• _What you have to do_
Copy everything in the data below exactly except the pictures.

• _Provided material_
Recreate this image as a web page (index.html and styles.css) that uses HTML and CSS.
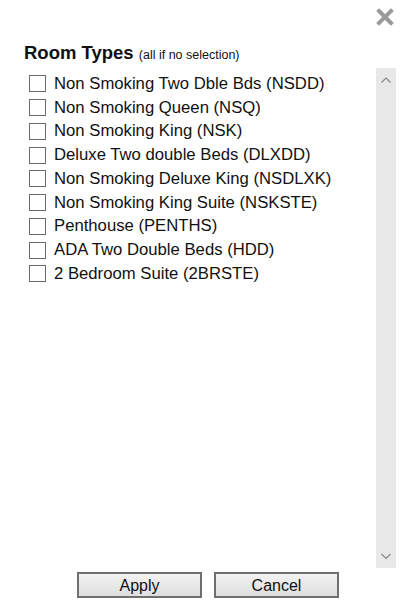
FILE: index.html
```html
<!DOCTYPE html>
<html>
<head>
<meta charset="utf-8">
<link rel="stylesheet" href="styles.css">
</head>
<body>
<div class="dialog">
  <div class="topbar">
    <button class="close" aria-label="Close">
      <svg width="18" height="18" viewBox="0 0 18 18"><path d="M3 3 L15 15 M15 3 L3 15" stroke="#9a9a9a" stroke-width="4" stroke-linecap="square"/></svg>
    </button>
  </div>
  <h2 class="title">Room Types <span class="hint">(all if no selection)</span></h2>
  <div class="listbox">
    <ul class="list">
      <li class="item"><span class="cb"></span>Non Smoking Two Dble Bds (NSDD)</li>
      <li class="item"><span class="cb"></span>Non Smoking Queen (NSQ)</li>
      <li class="item"><span class="cb"></span>Non Smoking King (NSK)</li>
      <li class="item"><span class="cb"></span>Deluxe Two double Beds (DLXDD)</li>
      <li class="item"><span class="cb"></span>Non Smoking Deluxe King (NSDLXK)</li>
      <li class="item"><span class="cb"></span>Non Smoking King Suite (NSKSTE)</li>
      <li class="item"><span class="cb"></span>Penthouse (PENTHS)</li>
      <li class="item"><span class="cb"></span>ADA Two Double Beds (HDD)</li>
      <li class="item"><span class="cb"></span>2 Bedroom Suite (2BRSTE)</li>
    </ul>
    <div class="scrollbar">
      <svg class="arrow" width="20" height="20" viewBox="0 0 20 20"><path d="M5.5 12.5 L10 8 L14.5 12.5" fill="none" stroke="#8a8a8a" stroke-width="1.2"/></svg>
      <svg class="arrow" width="20" height="20" viewBox="0 0 20 20"><path d="M5.5 8 L10 12.5 L14.5 8" fill="none" stroke="#8a8a8a" stroke-width="1.2"/></svg>
    </div>
  </div>
  <div class="footer">
    <button class="btn">Apply</button>
    <button class="btn">Cancel</button>
  </div>
</div>
</body>
</html>
```
FILE: styles.css
```css
html, body {
  margin: 0;
  padding: 0;
  background: #ffffff;
}
body {
  font-family: "Liberation Sans", Arial, sans-serif;
  color: #1a1a1a;
}
.dialog {
  width: 411px;
  height: 609px;
  display: flex;
  flex-direction: column;
}
.topbar {
  display: flex;
  justify-content: flex-end;
  padding: 8px 17px 0 0;
  height: 22px;
}
.close {
  border: 0;
  background: none;
  padding: 0;
  width: 18px;
  height: 18px;
  display: block;
}
.close svg { display: block; }
.title {
  margin: 12px 0 0 24px;
  font-size: 18.5px;
  font-weight: bold;
  line-height: 22px;
  height: 22px;
  color: #111;
}
.hint {
  font-size: 12.5px;
  font-weight: normal;
}
.listbox {
  margin: 4px 15px 0 24px;
  height: 500px;
  display: flex;
}
.list {
  list-style: none;
  margin: 0;
  padding: 4px 0 0 5px;
  flex: 1;
}
.item {
  display: flex;
  align-items: center;
  height: 23.75px;
  font-size: 16.7px;
  color: #111;
  white-space: nowrap;
}
.cb {
  width: 15px;
  height: 15px;
  border: 1px solid #6a6a6a;
  background: #fff;
  margin-right: 8px;
  flex: none;
}
.scrollbar {
  width: 20px;
  background: #e8e8e8;
  display: flex;
  flex-direction: column;
  justify-content: space-between;
  padding: 2px 0;
}
.arrow { display: block; }
.footer {
  display: flex;
  gap: 12px;
  padding: 4px 0 0 77px;
}
.btn {
  width: 125px;
  height: 26px;
  border: 2px solid #6f6f6f;
  background: linear-gradient(#f2f2f2, #dedede);
  font-family: "Liberation Sans", Arial, sans-serif;
  font-size: 16px;
  color: #111;
  padding: 0 0 0 0;
  line-height: 24px;
}
```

• _Exercise answer_
Recreate this image as a web page (index.html and styles.css) that uses HTML and CSS.
FILE: index.html
```html
<!DOCTYPE html>
<html>
<head>
<meta charset="utf-8">
<link rel="stylesheet" href="styles.css">
</head>
<body>
<div class="dialog">
  <div class="topbar">
    <button class="close" aria-label="Close">
      <svg width="18" height="18" viewBox="0 0 18 18"><path d="M3 3 L15 15 M15 3 L3 15" stroke="#9a9a9a" stroke-width="4" stroke-linecap="square"/></svg>
    </button>
  </div>
  <h2 class="title">Room Types <span class="hint">(all if no selection)</span></h2>
  <div class="listbox">
    <ul class="list">
      <li class="item"><span class="cb"></span>Non Smoking Two Dble Bds (NSDD)</li>
      <li class="item"><span class="cb"></span>Non Smoking Queen (NSQ)</li>
      <li class="item"><span class="cb"></span>Non Smoking King (NSK)</li>
      <li class="item"><span class="cb"></span>Deluxe Two double Beds (DLXDD)</li>
      <li class="item"><span class="cb"></span>Non Smoking Deluxe King (NSDLXK)</li>
      <li class="item"><span class="cb"></span>Non Smoking King Suite (NSKSTE)</li>
      <li class="item"><span class="cb"></span>Penthouse (PENTHS)</li>
      <li class="item"><span class="cb"></span>ADA Two Double Beds (HDD)</li>
      <li class="item"><span class="cb"></span>2 Bedroom Suite (2BRSTE)</li>
    </ul>
    <div class="scrollbar">
      <svg class="arrow" width="20" height="20" viewBox="0 0 20 20"><path d="M5.5 12.5 L10 8 L14.5 12.5" fill="none" stroke="#8a8a8a" stroke-width="1.2"/></svg>
      <svg class="arrow" width="20" height="20" viewBox="0 0 20 20"><path d="M5.5 8 L10 12.5 L14.5 8" fill="none" stroke="#8a8a8a" stroke-width="1.2"/></svg>
    </div>
  </div>
  <div class="footer">
    <button class="btn">Apply</button>
    <button class="btn">Cancel</button>
  </div>
</div>
</body>
</html>
```
FILE: styles.css
```css
html, body {
  margin: 0;
  padding: 0;
  background: #ffffff;
}
body {
  font-family: "Liberation Sans", Arial, sans-serif;
  color: #1a1a1a;
}
.dialog {
  width: 411px;
  height: 609px;
  display: flex;
  flex-direction: column;
}
.topbar {
  display: flex;
  justify-content: flex-end;
  padding: 8px 17px 0 0;
  height: 22px;
}
.close {
  border: 0;
  background: none;
  padding: 0;
  width: 18px;
  height: 18px;
  display: block;
}
.close svg { display: block; }
.title {
  margin: 12px 0 0 24px;
  font-size: 18.5px;
  font-weight: bold;
  line-height: 22px;
  height: 22px;
  color: #111;
}
.hint {
  font-size: 12.5px;
  font-weight: normal;
}
.listbox {
  margin: 4px 15px 0 24px;
  height: 500px;
  display: flex;
}
.list {
  list-style: none;
  margin: 0;
  padding: 4px 0 0 5px;
  flex: 1;
}
.item {
  display: flex;
  align-items: center;
  height: 23.75px;
  font-size: 16.7px;
  color: #111;
  white-space: nowrap;
}
.cb {
  width: 15px;
  height: 15px;
  border: 1px solid #6a6a6a;
  background: #fff;
  margin-right: 8px;
  flex: none;
}
.scrollbar {
  width: 20px;
  background: #e8e8e8;
  display: flex;
  flex-direction: column;
  justify-content: space-between;
  padding: 2px 0;
}
.arrow { display: block; }
.footer {
  display: flex;
  gap: 12px;
  padding: 4px 0 0 77px;
}
.btn {
  width: 125px;
  height: 26px;
  border: 2px solid #6f6f6f;
  background: linear-gradient(#f2f2f2, #dedede);
  font-family: "Liberation Sans", Arial, sans-serif;
  font-size: 16px;
  color: #111;
  padding: 0 0 0 0;
  line-height: 24px;
}
```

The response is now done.